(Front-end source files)
···

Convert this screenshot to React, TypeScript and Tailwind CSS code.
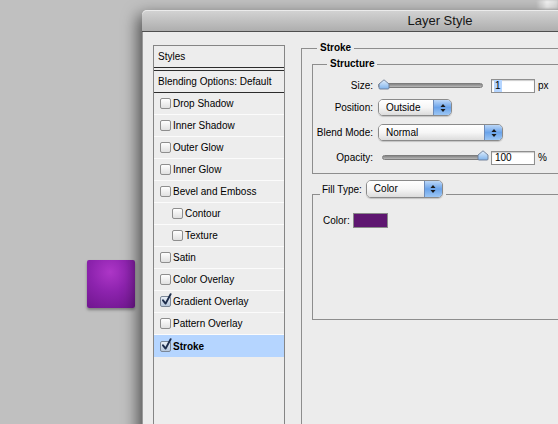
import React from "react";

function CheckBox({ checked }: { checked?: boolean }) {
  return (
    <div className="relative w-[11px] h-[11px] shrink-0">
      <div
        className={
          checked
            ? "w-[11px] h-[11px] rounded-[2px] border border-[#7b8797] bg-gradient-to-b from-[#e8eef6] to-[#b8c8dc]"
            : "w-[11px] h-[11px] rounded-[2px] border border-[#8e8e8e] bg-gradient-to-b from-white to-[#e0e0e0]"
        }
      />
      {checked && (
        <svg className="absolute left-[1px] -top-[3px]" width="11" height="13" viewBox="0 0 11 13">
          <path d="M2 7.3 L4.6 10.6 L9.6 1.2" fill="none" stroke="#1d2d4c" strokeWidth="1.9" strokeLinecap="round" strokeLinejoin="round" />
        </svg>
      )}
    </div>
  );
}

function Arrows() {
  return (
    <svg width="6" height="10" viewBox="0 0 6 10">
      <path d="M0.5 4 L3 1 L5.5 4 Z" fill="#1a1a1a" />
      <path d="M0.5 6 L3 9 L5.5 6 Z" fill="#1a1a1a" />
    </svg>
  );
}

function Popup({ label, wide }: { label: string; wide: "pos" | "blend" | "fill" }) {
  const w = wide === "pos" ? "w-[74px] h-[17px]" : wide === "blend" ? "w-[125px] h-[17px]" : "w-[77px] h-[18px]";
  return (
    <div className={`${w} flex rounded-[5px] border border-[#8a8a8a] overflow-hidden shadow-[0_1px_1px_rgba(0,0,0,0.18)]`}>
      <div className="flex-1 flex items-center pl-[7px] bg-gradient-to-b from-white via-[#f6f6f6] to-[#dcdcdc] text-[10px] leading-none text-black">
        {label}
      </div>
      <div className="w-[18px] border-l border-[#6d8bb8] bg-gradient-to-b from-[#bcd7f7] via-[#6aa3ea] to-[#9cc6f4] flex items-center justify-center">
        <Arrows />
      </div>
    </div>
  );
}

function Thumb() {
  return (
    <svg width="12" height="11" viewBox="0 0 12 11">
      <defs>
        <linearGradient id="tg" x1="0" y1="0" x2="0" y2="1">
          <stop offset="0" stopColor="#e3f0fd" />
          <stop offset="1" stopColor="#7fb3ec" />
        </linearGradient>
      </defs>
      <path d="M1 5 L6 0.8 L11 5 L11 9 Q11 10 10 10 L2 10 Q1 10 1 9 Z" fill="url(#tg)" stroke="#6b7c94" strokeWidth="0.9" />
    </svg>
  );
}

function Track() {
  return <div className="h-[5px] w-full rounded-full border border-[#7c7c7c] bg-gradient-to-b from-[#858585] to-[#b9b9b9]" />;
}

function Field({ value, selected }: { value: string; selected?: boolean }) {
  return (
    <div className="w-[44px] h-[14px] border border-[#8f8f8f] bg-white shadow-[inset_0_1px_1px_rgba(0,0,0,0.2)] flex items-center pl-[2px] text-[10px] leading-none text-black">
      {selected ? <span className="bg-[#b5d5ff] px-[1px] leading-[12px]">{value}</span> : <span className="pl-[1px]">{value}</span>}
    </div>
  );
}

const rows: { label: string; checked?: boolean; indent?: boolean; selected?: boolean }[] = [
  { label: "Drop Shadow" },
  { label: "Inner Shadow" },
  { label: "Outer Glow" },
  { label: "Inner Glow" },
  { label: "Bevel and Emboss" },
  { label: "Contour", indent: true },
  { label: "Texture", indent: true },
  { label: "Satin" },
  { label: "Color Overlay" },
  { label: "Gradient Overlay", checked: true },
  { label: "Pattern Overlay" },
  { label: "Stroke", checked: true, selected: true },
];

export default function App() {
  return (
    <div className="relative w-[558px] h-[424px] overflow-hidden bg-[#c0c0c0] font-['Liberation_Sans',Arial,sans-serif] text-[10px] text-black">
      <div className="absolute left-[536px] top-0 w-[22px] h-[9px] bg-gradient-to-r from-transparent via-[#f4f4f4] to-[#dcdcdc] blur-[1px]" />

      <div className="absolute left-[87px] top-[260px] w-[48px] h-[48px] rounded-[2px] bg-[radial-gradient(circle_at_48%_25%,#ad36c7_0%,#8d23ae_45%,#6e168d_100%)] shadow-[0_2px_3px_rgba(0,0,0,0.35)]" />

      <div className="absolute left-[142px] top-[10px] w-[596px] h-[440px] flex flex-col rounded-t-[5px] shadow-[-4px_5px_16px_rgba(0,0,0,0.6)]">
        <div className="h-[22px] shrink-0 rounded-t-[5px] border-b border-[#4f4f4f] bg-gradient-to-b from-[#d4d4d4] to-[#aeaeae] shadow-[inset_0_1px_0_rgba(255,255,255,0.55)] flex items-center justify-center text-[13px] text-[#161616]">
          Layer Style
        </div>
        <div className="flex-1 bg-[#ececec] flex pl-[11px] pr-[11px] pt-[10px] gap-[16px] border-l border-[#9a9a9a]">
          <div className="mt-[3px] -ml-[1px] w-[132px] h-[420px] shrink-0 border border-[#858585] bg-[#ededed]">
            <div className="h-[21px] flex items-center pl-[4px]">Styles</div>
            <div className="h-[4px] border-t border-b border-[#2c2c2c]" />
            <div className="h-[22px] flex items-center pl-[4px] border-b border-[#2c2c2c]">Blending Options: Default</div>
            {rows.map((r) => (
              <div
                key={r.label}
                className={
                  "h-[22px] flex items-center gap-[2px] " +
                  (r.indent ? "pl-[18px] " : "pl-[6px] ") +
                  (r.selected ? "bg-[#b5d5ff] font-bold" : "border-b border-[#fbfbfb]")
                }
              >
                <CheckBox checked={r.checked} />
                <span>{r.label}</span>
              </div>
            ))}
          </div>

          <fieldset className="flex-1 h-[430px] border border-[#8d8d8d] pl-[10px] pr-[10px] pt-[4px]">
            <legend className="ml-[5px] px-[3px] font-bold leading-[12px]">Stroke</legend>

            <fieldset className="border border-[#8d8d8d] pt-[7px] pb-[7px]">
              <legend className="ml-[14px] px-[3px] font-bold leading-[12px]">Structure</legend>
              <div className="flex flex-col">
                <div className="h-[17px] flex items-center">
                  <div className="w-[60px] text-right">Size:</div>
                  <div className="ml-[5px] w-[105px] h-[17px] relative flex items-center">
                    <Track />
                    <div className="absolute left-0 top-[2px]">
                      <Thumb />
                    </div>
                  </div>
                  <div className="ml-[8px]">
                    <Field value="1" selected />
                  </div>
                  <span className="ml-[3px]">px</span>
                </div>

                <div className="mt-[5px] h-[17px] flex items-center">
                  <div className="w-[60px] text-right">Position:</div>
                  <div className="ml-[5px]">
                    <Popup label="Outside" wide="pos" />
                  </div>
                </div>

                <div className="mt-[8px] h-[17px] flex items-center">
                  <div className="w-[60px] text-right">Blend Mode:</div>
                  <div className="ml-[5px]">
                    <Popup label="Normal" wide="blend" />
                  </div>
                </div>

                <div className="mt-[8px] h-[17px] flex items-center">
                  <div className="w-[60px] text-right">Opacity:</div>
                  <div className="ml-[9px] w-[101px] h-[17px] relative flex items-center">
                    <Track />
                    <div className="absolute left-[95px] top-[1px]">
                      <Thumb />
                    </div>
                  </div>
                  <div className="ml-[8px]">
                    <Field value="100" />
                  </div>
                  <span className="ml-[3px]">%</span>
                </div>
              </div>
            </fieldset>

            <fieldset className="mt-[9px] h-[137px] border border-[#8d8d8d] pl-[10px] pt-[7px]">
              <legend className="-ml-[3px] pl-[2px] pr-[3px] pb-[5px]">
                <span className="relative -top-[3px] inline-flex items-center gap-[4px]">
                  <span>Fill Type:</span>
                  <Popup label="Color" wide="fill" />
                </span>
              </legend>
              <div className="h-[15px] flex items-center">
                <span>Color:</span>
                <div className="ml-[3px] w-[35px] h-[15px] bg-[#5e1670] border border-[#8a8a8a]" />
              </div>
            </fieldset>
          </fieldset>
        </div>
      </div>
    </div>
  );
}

···

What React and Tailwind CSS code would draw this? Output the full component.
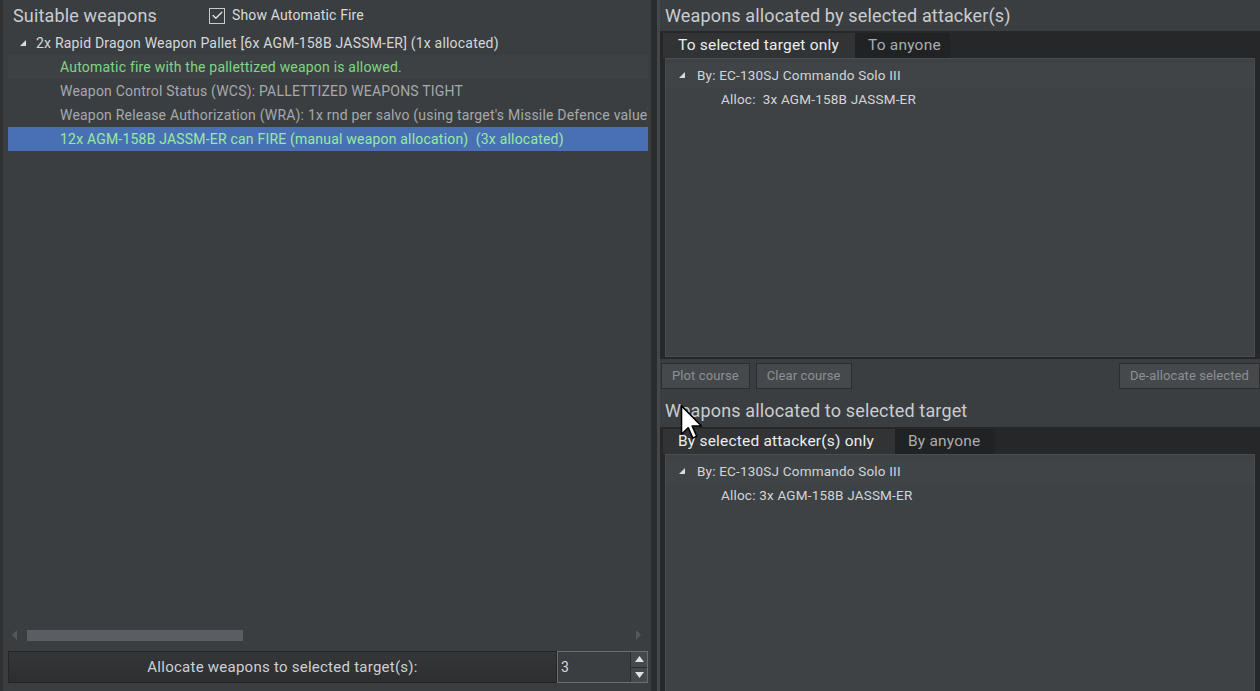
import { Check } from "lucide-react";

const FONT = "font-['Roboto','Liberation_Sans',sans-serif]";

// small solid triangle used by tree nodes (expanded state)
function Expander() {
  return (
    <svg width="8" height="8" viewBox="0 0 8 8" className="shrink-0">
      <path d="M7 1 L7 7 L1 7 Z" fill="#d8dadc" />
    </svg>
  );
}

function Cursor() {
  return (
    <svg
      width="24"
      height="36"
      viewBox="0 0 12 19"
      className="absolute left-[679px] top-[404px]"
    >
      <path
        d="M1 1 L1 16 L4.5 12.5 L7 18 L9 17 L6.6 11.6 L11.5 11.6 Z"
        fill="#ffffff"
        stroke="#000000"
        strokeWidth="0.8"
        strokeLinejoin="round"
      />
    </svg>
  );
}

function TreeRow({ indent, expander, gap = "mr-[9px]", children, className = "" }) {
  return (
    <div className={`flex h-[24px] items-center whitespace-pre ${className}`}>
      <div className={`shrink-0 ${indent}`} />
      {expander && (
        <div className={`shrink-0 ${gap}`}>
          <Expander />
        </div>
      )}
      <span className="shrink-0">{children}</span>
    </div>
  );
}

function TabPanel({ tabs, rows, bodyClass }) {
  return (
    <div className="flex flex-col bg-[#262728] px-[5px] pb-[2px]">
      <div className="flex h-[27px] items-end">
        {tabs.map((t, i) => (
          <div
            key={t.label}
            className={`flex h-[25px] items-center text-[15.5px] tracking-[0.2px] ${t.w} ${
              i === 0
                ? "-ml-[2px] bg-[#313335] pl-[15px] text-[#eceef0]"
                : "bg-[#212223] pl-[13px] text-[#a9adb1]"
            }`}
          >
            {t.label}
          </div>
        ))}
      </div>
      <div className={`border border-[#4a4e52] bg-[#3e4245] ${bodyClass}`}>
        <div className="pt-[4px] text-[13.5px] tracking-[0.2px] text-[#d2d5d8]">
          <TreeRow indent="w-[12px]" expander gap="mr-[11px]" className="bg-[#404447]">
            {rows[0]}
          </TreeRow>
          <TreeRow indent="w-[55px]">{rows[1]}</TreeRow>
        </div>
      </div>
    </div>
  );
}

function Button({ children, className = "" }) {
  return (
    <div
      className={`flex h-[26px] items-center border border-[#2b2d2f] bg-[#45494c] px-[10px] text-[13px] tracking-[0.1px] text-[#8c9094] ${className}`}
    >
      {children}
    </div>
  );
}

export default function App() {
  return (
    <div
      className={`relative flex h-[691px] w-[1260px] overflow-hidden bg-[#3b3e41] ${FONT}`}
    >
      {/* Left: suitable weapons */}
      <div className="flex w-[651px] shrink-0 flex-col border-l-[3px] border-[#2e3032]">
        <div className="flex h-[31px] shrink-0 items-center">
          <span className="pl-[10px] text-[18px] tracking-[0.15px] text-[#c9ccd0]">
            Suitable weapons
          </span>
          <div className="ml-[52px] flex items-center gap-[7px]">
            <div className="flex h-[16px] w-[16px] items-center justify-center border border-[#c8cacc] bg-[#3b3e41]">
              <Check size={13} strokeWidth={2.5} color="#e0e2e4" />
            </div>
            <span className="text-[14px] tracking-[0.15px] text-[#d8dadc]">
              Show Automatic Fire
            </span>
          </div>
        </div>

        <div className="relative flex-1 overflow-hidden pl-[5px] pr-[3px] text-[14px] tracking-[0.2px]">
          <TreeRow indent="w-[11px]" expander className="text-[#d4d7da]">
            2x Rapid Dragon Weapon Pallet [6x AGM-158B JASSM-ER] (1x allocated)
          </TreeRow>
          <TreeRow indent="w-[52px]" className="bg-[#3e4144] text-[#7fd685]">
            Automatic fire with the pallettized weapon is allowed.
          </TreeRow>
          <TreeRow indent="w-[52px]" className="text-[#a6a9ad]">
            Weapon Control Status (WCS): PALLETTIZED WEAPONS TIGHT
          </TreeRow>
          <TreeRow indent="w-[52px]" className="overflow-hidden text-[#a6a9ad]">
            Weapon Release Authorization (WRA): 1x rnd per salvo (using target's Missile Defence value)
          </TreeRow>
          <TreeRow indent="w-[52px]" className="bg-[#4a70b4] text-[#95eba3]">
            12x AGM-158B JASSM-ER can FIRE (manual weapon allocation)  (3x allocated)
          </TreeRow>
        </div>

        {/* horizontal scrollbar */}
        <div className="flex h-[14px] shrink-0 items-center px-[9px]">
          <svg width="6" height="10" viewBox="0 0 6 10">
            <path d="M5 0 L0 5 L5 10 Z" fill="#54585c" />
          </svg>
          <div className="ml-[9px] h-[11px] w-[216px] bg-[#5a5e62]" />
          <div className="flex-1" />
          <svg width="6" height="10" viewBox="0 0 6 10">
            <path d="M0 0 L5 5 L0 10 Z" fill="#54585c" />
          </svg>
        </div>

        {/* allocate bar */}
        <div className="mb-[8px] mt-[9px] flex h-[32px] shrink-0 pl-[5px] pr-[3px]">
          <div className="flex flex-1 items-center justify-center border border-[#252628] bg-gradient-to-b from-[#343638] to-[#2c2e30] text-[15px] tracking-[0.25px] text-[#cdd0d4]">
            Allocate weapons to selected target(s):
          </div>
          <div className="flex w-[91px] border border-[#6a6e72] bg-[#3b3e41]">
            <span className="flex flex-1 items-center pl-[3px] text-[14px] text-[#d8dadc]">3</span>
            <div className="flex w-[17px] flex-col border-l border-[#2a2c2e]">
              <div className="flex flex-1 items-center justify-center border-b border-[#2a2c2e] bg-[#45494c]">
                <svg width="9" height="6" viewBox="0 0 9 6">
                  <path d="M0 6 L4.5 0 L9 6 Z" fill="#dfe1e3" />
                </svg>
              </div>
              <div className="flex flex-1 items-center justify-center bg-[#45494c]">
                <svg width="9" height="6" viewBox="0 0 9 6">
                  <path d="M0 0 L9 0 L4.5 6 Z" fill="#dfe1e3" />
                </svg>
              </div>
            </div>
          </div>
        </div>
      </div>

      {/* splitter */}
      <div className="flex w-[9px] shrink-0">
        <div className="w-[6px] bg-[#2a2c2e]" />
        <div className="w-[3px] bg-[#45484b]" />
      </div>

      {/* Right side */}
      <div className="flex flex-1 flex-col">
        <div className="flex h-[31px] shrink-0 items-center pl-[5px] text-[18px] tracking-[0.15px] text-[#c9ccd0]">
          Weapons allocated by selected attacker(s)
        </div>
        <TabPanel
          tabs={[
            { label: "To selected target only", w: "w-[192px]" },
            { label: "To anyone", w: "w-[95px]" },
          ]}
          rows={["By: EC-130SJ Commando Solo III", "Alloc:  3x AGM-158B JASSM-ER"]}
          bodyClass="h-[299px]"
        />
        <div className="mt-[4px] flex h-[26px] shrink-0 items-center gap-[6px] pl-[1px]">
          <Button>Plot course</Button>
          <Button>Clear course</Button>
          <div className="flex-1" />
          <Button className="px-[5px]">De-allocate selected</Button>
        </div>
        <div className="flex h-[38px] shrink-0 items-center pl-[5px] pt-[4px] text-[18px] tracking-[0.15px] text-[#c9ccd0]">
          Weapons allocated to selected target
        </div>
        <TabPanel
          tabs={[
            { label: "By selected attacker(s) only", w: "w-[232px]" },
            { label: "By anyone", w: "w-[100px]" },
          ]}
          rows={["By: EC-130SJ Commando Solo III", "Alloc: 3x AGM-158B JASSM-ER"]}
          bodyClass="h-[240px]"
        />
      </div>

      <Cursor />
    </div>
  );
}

···

• Aim of the exercise: Reproduce exactly, and only, the lines from the one containing "Convert this screenshot" through the one containing "import React from", including both; leave out any pictures.

• Worked solution:
Convert this screenshot to React, TypeScript and Tailwind CSS code.
import React from "react";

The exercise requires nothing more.